Data from: High-resolution soil total phosphorus mapping for the conterminous USA using machine learning

Data files

Jan 16, 2026 version files 786.61 MB

Click names to download individual files

Abstract

Accurate estimates of soil total phosphorus (TP) concentrations are essential for sustainable nutrient management, food security, and water quality protection. This study predicts and maps the spatial distribution of TP in the top 5 cm and C horizon of soils across the conterminous USA (CONUS) using data from the Geochemical and Mineralogical Data for Soils of the Conterminous United States. We compare the performances of random forest (RF) and inverse distance weighting (IDW) to model and generate soil TP predictions. The RF incorporates 19 predictor variables, including spatial coordinates, climate, soil properties, and topography, while IDW relies solely on coordinates and interpolates between soil TP observations. Models are evaluated using five-fold cross-validation. The RF models outperform the IDW models and explain 52 % (RMSE = 0.22 log10 mg kg -1) and 56 % (RMSE = 0.26 log10 mg kg -1) of the variance in soil TP for the top 5 cm and C horizon, respectively. As expected, both model types identify higher TP concentrations in the top 5 cm than in the C horizon, particularly in agricultural regions, reflecting anthropogenic influences.

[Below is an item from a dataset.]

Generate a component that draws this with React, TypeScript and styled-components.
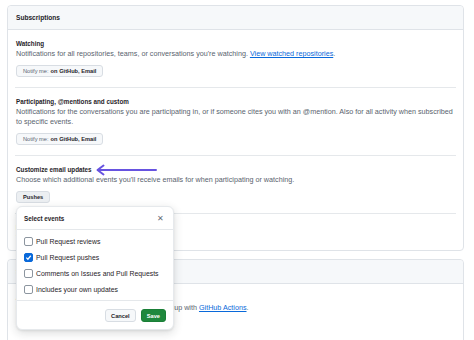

Furthermore, the RF-generated maps show more realistic spatial patterns that capture the heterogeneity of the CONUS and avoid the bullseye patterns often characteristic of IDW-generated maps. Additional insights from the RF models show that coordinates, soil texture, pH, and climate are top predictors of soil TP. Increased availability of variables, such as iron and aluminum, that can bind with phosphorus in soils, could improve RF model performance.